Una fionda ha salvato una piccola casa di videogiochi finlandese dalla bancarotta, lanciandola sulla ribalta mondiale. Il fenomeno Angry Birds , il giochino sotto forma di Applicazione che consiste nel catapultare uccellini kamikaze contro i maialini verdi che gli hanno rubato le uova , sembra inarrestabile. La nuova edizione, associata al film Rio , ha totalizzato 10 milioni di download in 10 giorni.
Una crescita fantastica. Basti pensare che la versione originale – scaricata 100 milioni di volte per un totale di 50 milioni di euro – ci ha messo dei mesi per arrivare a simili cifre. A tutto questo si deve aggiungere il merchandising : due milioni di peluche venduti , magliette , cover smartphone e iPad , un gioco da tavola Mattel. Inoltre un applicazione su Facebook e lo sbarco su console dopo maggio.
“Avevamo progettato quasi tutto” racconta Peter Vesterbacka , a capo del business della Rovio Mobile , la società che ha prodotto Angry Birds “L’idea era di costruire un gioco di successo per iPhone , poi per le altre piattaforme , poi le console , ecc. Una volta lanciato il marchio, sarebbero seguiti i pupazzi , ma anche film e libri. Noi vogliamo essere una entartainment company vera e propria”.
Peccato che la Rovio ci abbia messo otto anni e 51 titoli sviluppati , molti dei quali realizzati da altri, per arrivarci.
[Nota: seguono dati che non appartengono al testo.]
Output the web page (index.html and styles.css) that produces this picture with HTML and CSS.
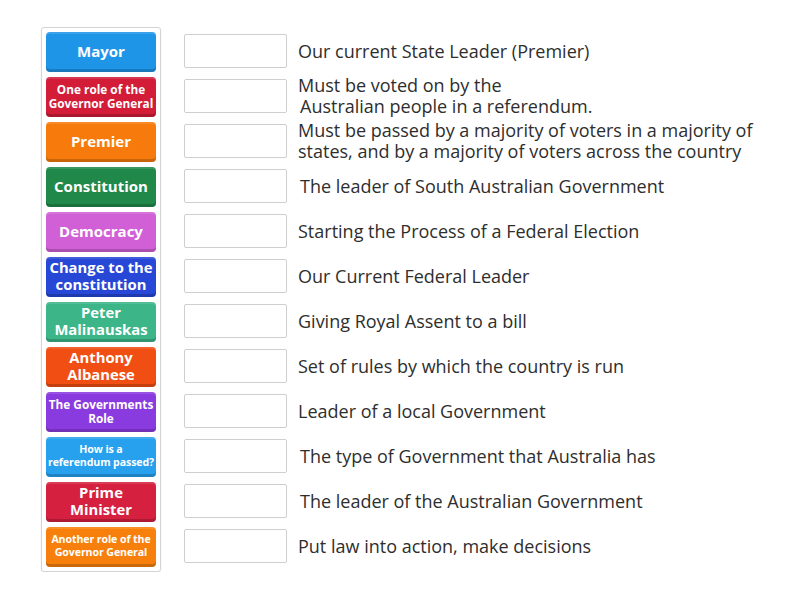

E che nel 2009 la società era sull’orlo del fallimento. “Era molto difficile prima distribuire i giochi attraverso i diversi operatori e i mercati” spiega Vesterbacka “Ma lo store di Apple ha cambiato tutto”. Dal dicembre 2009 Angry Birds ha scalato le classifiche iTunes finlandese , svedese, inglese , arrivando perfino al primo posto di quella americana , per restarci. E il grafico del bilancio della società si è ribaltato.
La parabola dell’uccellino ha elettrizzato gli sviluppatori di tutto il mondo , rinnovando il sogno della corsa all’oro . Informatici delle periferie del mondo , programmatori free-lance, ragazzini col pallino del computer : chiunque può tentare la fortuna conquistando utenti. Come ci è riuscito Robert Nay , un quattordicenne dello Utah, che con “Bubble Ball” , in cui si spinge una palla a destinazione , è finita tra le App più scaricate” 2 milioni di download nelle prime due settimane.
Ci provano anche in Italia , come Andrea Mori e Matteo Morelli , universitari di Rosignano che hanno rilasciato , per iTunes , il “Calcolone” un app di 0,79 euro che offre una miriade di strumenti. “Dal giorno successivo al lancio siamo saliti in classifica anche grazie alla segnalazione di siti specializzati come iSpazio” spiega Morelli “In quel mese siamo stati nelle prime cinque app a pagamento in Italia con 50 mila download. E abbiamo guadagnato più di 20 mila euro”. Per realizzarla ci hanno messo tre mesi di lavoro.
Si sa che non si campa di solo App a meno che non resti in classifica per molto tempo. Ma devi essere una grande azienda. Si stima che a livello globale si contino 700 mila App. E ce n’è per tutti i gusti.In Italia vanno molto quelle dei giochi , le mappe, i social network e quelle per l’editoria. I ricavi , però sono ancora limitati: si parla di poche decine di milioni di euro. Inoltre gli utenti italiani scaricano molto le App gratuite , e tendono a usarle poco.
Anche per questo aziende italiane hanno cercato di entrare nel mercato americano. La Applix di Gorgonzola ha brevettato “Bubble Viewer” , una tecnologia per visualizzare un’immagine attraverso il tablet come si stesse guardando attraverso una finestra. Lo schermo fa entrare un utente in bolla con un effetto di immersione. “Virtual History Roma” è un programma sviluppato da Mondadori , ed è stato mostrato da Steve Jobs durante iPad2. E in poco tempo ha conquistato iTunes in Olanda, Spagna, Italia oltre che la top ten Usa. Tutto questo malgrado costi 8 euro.Ma dove c’è un azienda di successo , dall’altra ci sono App con un download unico.
Più promettente è la domanda che arriva dalle aziende. La Applix si è inventato AppDoit , una piattaforma che permette al privato di svilupparsi da solo il suo programma su iPhone al costo di 240 euro.